I think they’ll start the season strongly. Both cars in Top 10 then we’ll see if they have the budget and development ideas to stay there. It’ll be a good year for them, both drivers are pushing hard, there won’t be much between them

18

Am really looking forward to your commentary at 5 Live. All the best to you.

19

I don’t give a cr*p who wins this race as long as it’s not Vettel sprinting to the front and win from first corner. All the better if several of them fighting it out other than Vettel.

20

LOL! Can’t take it anymore right. Anyone but Vettel, I like Sebastian though.

21

Yer I like him too, especially when he lose races or crashes out.

I.e. Canada 2011; Turkey 2010.

😀

22

Great article, cheers for that. I can’t wait for the season to start… I’ve ordered Sky F1 yesterday (£10.25 pm with HD package, not that expensive)… so I’m starting my engine 😀

23

Good briefing – thanks James! It’s going to be a cracker of a season. Slightly off-topic, but — is there any move towards more “normal” wheels and tyres? F1 runs on massive tyres so the car’s suspension has to cope with a relatively high unpsrung weight and considerable “bounce” in the tyre. A move to really low-profile tyres would make a big reduction in change the unsprung weight and give designers a chance to do much more with the car’s suspension.

24
Grayzee (Australia)

Interesting idea, but I would imagine the amount of downforce these cars generate would overheat and crush the low profile tyres….

25

This week seems to be going terribly slow and just cannot wait for Sunday. Also Sunday is the day when Mclaren would know if their design is right or they need to make overnight changes!.

26

I think the point about Q1 and strategy is that because the window between the 2 tyre compounds is less than last year, some of the mid-rear pack will be more likely to try and get through on the faster tyre, potentially threatening a faster team on the slower tyre

G

27

I still reckon the top teams will use the prime in Q1. The large performance difference of the cars vs the small performance difference between the tyres makes it a no brainer. Then again, I’m not known for my brains…

Go Webber!!!

28

“One factor of the tyre compounds being close together on performance is that the top teams may no longer be able to get through the Qualifying 1 session on a set of hard tyres. They may need to use a set of softs to be certain of getting through to the next stage.”

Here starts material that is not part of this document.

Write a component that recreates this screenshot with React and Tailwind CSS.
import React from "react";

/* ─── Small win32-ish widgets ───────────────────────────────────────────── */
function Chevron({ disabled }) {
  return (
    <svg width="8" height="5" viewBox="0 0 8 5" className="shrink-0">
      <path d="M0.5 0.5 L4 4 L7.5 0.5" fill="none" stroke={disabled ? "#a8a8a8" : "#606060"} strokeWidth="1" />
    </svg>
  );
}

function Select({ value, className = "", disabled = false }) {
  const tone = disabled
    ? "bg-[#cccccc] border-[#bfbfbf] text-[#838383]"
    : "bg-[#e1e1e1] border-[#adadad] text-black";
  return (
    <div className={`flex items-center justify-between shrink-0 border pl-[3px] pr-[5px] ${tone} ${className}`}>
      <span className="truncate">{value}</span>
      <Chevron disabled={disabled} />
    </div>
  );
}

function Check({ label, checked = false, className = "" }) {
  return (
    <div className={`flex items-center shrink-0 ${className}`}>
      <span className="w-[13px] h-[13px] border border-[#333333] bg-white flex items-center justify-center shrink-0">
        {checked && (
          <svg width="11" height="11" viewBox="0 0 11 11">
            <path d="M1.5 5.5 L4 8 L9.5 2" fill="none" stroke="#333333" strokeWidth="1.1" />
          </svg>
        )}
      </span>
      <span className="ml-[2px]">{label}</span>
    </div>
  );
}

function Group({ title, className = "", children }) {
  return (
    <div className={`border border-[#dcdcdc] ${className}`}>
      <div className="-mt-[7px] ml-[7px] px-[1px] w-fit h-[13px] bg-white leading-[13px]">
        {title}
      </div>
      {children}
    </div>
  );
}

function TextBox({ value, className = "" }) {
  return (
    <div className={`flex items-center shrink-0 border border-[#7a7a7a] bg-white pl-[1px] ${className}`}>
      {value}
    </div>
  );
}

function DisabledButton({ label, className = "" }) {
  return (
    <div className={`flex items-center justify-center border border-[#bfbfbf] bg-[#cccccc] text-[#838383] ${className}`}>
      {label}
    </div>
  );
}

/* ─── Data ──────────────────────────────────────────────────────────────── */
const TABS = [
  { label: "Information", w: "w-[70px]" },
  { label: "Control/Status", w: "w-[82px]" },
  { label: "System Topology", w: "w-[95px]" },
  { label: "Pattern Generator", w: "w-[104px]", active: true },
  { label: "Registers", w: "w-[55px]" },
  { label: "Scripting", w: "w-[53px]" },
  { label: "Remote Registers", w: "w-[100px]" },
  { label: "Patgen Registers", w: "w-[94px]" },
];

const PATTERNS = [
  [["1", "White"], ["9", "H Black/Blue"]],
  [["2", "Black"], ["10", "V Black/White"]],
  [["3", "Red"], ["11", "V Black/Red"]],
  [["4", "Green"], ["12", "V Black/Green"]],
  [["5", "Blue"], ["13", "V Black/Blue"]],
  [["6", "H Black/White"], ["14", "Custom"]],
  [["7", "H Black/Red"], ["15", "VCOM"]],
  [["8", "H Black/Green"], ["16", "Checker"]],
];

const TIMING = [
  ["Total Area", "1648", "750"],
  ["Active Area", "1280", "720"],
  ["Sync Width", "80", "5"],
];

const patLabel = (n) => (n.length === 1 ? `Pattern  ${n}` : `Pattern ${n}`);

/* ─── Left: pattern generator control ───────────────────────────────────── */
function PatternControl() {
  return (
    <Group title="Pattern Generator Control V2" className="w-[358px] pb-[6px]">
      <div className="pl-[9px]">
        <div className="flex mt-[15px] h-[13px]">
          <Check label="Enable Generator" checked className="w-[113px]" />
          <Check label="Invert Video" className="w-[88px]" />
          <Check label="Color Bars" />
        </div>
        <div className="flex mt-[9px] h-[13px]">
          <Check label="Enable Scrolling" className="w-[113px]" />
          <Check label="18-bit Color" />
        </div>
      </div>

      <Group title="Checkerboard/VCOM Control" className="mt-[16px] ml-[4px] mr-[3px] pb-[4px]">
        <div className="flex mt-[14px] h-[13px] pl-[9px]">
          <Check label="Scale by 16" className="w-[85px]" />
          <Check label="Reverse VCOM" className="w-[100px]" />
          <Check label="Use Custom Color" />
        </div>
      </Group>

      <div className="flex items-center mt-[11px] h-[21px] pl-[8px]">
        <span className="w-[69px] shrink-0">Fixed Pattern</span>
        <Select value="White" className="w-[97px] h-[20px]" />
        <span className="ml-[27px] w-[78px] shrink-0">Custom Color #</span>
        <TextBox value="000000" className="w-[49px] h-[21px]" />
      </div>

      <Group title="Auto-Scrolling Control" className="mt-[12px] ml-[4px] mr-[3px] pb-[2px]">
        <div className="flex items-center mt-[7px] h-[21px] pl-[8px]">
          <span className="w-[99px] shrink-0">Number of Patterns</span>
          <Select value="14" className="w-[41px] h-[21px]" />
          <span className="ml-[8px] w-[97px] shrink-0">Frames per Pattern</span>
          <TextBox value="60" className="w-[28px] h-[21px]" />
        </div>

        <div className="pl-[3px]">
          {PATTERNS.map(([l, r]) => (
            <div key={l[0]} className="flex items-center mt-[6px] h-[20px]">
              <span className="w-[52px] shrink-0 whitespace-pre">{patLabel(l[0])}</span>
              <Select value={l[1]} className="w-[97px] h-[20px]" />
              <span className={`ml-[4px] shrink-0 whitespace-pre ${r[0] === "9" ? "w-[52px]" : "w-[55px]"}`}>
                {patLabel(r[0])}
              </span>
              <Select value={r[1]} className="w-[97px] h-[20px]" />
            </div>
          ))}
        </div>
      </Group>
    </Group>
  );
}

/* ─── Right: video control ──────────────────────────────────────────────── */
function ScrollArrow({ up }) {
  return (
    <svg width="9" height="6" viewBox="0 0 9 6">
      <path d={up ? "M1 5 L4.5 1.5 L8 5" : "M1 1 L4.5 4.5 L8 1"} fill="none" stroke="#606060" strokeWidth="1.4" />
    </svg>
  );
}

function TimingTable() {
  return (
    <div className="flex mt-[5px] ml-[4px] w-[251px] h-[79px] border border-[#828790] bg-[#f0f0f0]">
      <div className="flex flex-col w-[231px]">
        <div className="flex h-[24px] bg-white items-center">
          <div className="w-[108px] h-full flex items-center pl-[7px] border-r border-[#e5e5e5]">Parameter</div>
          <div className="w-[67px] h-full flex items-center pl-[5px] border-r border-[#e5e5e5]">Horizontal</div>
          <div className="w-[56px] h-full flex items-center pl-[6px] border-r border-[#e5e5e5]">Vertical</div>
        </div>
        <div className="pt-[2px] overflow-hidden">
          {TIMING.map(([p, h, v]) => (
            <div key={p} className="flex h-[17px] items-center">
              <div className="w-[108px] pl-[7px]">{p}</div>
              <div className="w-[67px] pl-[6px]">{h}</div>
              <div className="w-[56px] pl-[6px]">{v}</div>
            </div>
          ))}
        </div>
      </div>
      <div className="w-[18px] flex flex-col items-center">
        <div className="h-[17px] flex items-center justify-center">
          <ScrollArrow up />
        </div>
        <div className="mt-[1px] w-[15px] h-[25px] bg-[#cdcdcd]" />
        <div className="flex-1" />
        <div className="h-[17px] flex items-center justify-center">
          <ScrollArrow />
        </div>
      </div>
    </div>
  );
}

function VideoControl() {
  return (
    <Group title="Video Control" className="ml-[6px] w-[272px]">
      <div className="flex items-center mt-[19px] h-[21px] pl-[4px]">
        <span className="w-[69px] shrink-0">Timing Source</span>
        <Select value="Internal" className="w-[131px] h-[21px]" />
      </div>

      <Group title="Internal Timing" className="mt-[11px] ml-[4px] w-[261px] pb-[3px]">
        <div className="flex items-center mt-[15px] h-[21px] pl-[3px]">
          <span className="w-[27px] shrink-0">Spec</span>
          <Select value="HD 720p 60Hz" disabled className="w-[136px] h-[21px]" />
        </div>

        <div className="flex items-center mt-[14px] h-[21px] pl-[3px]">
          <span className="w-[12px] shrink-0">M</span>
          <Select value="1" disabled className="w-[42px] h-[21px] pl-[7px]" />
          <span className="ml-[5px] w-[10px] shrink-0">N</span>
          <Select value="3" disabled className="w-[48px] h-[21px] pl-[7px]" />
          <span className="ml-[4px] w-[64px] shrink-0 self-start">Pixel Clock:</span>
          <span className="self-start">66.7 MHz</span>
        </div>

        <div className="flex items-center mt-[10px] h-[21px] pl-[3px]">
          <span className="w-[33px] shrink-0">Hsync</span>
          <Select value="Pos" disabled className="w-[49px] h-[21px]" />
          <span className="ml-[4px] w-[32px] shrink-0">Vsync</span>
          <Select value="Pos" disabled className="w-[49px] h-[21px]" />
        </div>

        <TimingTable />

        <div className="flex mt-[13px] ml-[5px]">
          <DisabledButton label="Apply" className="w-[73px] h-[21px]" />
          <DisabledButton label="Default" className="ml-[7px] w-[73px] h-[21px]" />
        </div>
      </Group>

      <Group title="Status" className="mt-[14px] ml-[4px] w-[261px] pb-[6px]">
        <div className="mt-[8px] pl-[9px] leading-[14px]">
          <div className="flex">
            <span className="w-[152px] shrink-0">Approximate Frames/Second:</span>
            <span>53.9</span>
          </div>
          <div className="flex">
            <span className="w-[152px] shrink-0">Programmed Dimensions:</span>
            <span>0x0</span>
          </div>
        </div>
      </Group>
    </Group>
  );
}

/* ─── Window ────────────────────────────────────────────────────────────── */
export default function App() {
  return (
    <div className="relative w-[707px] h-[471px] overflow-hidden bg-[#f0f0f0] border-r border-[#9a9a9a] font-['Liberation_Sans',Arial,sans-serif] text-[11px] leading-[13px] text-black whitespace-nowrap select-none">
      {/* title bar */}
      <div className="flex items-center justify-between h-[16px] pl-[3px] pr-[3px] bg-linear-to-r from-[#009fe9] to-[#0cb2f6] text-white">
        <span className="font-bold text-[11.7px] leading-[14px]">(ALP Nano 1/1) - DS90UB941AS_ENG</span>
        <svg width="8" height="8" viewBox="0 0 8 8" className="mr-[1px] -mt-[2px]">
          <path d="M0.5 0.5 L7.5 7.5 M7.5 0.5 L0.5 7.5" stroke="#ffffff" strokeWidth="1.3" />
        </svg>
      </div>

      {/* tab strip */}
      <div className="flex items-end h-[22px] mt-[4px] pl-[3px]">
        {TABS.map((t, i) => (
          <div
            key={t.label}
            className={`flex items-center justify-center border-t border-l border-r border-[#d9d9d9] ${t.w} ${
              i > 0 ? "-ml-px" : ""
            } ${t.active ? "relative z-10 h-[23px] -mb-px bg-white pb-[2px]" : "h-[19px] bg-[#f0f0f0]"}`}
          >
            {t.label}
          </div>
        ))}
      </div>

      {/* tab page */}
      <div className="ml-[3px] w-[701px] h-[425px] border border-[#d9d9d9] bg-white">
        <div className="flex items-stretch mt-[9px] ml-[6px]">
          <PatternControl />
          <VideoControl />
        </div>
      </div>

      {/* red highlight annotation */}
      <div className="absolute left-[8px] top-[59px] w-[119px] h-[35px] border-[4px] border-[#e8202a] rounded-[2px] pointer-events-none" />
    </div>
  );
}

James, I would argue against this point by saying that a Red Bull or McLaren may do just that, use their hards to get through because they know a Ferrari or Merc can’t challenge them on pace. If as you say the difference in performance of the tyres is about 0.5secs, and you know that your car is at least that much faster mechanically, you would naturally use the hards and keep the performance advantage of the softs for Q3 or even for the race… I think having the compounds so close together in pace and durability has been a bad move by Pirelli and reeks of pressure from the teams. It has virtually negated the necessity for different compounds when we’re talking about 0.5secs difference and 20laps to 22laps durability difference. Who cares what tyres you run and when if there is virtually no difference between them?.. As long as your car is 0.5secs faster than everyone elses you’re golden.

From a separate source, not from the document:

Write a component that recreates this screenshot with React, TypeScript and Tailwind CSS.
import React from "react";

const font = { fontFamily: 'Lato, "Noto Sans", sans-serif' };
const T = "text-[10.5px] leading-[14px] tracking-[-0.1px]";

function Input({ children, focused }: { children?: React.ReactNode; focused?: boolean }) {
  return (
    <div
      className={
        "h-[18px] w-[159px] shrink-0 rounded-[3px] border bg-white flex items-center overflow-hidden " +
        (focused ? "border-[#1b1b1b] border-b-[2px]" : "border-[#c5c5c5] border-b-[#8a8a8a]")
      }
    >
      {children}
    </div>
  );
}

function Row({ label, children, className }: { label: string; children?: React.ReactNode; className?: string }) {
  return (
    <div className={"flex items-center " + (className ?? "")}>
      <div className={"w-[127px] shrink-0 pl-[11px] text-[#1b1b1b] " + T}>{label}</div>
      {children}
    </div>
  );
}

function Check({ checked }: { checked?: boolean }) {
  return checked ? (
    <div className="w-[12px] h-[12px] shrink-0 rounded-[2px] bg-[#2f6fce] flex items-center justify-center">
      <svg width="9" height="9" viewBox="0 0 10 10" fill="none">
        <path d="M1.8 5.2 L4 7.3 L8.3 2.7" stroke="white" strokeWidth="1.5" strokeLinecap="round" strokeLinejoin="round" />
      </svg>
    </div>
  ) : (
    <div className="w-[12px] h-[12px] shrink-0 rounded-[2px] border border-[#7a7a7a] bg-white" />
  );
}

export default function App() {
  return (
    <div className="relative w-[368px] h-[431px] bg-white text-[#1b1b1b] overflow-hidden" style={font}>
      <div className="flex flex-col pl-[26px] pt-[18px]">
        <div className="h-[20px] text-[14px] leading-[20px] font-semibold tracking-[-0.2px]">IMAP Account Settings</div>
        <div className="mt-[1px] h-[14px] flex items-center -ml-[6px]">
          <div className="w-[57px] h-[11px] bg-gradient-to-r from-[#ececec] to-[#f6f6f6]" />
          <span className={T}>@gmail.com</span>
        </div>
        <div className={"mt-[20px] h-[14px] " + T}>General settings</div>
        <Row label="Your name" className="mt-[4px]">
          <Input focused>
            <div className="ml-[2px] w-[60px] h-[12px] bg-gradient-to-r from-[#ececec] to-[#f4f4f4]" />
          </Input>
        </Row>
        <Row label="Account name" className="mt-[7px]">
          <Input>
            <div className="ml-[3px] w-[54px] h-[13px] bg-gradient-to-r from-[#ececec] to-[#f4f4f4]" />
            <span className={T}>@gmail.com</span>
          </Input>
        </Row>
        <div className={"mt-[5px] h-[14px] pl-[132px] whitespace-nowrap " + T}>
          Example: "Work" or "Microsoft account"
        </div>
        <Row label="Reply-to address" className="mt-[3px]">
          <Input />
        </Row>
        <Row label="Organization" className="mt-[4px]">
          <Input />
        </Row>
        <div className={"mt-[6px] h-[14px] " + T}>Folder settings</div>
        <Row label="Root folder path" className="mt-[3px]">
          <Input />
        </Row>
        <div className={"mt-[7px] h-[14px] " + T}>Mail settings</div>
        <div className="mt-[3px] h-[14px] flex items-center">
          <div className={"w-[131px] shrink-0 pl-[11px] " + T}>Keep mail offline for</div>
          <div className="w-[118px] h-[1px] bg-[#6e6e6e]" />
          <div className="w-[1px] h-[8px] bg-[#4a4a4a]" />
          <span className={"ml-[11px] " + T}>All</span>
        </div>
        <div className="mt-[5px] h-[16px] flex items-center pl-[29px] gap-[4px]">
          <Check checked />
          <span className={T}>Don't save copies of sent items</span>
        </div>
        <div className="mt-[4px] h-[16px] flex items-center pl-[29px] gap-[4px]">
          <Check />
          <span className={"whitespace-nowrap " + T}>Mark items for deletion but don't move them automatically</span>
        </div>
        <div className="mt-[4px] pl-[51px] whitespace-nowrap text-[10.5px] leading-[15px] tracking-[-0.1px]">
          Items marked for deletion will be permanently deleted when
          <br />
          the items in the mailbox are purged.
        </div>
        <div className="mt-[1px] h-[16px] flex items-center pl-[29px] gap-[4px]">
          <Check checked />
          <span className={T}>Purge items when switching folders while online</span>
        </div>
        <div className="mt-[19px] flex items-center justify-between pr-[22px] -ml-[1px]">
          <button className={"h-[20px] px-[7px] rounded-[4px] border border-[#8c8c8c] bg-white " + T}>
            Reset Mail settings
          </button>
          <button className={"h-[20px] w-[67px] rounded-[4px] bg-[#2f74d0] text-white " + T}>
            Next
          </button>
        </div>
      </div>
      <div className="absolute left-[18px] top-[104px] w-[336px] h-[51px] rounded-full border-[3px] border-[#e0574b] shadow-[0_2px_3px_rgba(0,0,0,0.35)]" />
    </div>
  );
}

If a team like Red Bull has a slight edge in pace (and it will ultimately prove that one team or anther WILL have a slight edge – after all there has to be a leader, second, etc), I am sure that that fastest team will then have the freedom to position their softs to the prime phase in the race because they qualified on pole with the only slightly slower harder tyre. And because the compounds are so close together the other teams will have no opportunity to challenge the fastest team by boldly running a different tyre strategy(again because the softer compound will not make up the car’s speed deficit).

A hypthetical example: Let’s say McLarens’s car is 0.7secs faster than Merc’s, even if the Mercs start the race on softs while McLaren starts on hards, McLaren would pull away by 0.2secs per lap because the soft tyre is only giving Merc an extra 0.5secs. Now if the speed difference was larger between the two compounds – say 1.2secs, Schumacher might actually have a chance of challenging Button/Hamilton early instead of falling away. He may/may not lose out at the end of the race when the compounds are reversed but at least we would see a fight between champions at two different periods in the reace, and not just a precession all the way through.

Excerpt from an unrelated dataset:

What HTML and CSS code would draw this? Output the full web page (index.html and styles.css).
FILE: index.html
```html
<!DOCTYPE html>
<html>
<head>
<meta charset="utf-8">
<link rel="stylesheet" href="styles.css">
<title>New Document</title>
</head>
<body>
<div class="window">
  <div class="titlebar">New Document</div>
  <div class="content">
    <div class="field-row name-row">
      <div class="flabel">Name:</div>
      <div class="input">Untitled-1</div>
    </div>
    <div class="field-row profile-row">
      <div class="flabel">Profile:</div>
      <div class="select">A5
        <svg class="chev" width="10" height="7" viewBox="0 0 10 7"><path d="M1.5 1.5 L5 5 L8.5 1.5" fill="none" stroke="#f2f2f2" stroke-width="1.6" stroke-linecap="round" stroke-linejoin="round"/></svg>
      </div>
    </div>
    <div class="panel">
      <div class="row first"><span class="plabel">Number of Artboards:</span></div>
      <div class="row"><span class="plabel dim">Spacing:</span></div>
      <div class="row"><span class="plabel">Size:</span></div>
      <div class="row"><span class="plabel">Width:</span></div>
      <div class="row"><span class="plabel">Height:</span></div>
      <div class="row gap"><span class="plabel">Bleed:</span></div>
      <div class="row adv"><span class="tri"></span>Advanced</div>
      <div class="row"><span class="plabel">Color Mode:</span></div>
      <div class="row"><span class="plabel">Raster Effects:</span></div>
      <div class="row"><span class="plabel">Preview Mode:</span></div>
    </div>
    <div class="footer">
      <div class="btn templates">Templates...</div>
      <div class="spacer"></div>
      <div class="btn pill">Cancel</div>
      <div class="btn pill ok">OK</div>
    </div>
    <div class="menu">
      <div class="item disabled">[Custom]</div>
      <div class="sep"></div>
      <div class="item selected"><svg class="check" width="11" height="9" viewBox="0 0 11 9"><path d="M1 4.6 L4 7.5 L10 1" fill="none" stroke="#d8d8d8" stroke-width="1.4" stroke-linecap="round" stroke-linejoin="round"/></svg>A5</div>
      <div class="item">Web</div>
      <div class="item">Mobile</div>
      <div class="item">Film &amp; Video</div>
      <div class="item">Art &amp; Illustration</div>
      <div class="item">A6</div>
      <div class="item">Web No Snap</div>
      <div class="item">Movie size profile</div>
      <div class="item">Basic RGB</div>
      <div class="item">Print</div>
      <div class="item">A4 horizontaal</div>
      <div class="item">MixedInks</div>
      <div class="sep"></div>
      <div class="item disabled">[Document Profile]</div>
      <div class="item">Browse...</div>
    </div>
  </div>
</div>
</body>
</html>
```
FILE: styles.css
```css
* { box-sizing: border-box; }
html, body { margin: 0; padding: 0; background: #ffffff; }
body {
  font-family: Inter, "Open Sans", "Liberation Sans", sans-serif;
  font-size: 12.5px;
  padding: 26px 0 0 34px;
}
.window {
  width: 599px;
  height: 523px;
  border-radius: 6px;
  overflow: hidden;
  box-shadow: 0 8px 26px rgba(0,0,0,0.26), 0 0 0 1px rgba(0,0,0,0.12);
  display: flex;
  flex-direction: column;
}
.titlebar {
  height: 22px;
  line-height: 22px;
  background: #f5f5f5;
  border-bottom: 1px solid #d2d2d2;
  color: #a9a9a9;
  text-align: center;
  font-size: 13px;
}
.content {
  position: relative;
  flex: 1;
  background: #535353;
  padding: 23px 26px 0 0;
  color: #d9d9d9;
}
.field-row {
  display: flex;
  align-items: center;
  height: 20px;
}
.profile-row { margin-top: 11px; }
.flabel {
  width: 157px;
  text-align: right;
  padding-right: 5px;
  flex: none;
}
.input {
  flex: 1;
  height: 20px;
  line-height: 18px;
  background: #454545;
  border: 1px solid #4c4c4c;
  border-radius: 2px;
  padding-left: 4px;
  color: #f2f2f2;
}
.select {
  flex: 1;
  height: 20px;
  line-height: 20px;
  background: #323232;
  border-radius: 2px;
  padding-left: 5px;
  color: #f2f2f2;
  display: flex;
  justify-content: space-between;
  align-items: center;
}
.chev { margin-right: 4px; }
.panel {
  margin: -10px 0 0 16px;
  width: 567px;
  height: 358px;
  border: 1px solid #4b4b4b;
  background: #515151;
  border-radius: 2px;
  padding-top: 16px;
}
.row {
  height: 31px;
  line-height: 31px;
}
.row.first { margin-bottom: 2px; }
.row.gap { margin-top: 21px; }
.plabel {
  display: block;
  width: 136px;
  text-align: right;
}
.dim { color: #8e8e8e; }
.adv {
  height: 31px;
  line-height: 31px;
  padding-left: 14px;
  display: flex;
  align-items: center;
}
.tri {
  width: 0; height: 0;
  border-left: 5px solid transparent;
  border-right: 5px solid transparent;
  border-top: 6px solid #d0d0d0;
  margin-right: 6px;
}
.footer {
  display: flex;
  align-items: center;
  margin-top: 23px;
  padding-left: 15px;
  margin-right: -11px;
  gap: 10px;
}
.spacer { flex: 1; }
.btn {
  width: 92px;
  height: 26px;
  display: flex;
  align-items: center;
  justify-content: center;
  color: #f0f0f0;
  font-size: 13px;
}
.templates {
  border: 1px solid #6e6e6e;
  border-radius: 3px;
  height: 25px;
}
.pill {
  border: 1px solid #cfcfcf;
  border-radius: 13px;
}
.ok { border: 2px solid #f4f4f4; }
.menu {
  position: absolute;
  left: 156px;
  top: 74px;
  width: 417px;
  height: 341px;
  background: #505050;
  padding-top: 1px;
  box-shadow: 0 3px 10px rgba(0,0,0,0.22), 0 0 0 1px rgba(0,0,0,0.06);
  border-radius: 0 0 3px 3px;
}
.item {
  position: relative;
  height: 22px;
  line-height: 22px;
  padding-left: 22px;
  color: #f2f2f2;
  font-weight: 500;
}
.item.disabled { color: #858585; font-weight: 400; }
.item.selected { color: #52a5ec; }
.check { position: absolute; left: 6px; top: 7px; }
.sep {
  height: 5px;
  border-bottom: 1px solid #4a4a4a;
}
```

I think we all agree that at the begining of the last season we saw some of the best races ever in F1. To me at least the obvious speed difference between the tyre compounds was exactly why we saw such great racing then.

This year, I have a bad feeling we’re about to witness a precession. I truly hope I’m wrong…

29

“Of the current drivers Michael Schumacher has won the race four times, Sebastian Vettel, Lewis Hamilton and Fernando Alonso once.” — Kimi won it in 2007 also. Thanks for the whole info about this race. It would be nice if you give similar info about every race (at least track characteristics) for every race. Many of us are not aware of such details.

30

Ahem…..

“The new season kicks off this week ‘Down Under at Melbourne’s Albert Park and we welcome back the JA on F1 Race Strategy content strand, in partnership with UBS, which was so popular last season.”

31

Why were HRT’s stops so poor last year? Was it because they weren’t really racing anyone? An average of 3.2 seconds slower is a huge difference!

32

nice post thanks james

33

You missed Kimi winning in ’07 🙂

34

Scrap that. Just saw you said the last 4 years. 🙁

35

Very interesting and exciting:

– I believe that Pirelli will be closer, i.e. slightly more different pit-stop strategies. However, soft in the first stint is a no-brainer.

– Temperature is a key issue and heating the tyres: Can Ferrari perform better 2012 to heat the tyres than 2011 (it can’t be much worse).

– Who has shown their real speed at testing? Lotus was fast, but did the others show anything? Merc, RB and McL will be the natural favourites.

– Who can perform from day 1? RB sure, but whatabout the others?

I’m so excited – even without Pointer Sisters!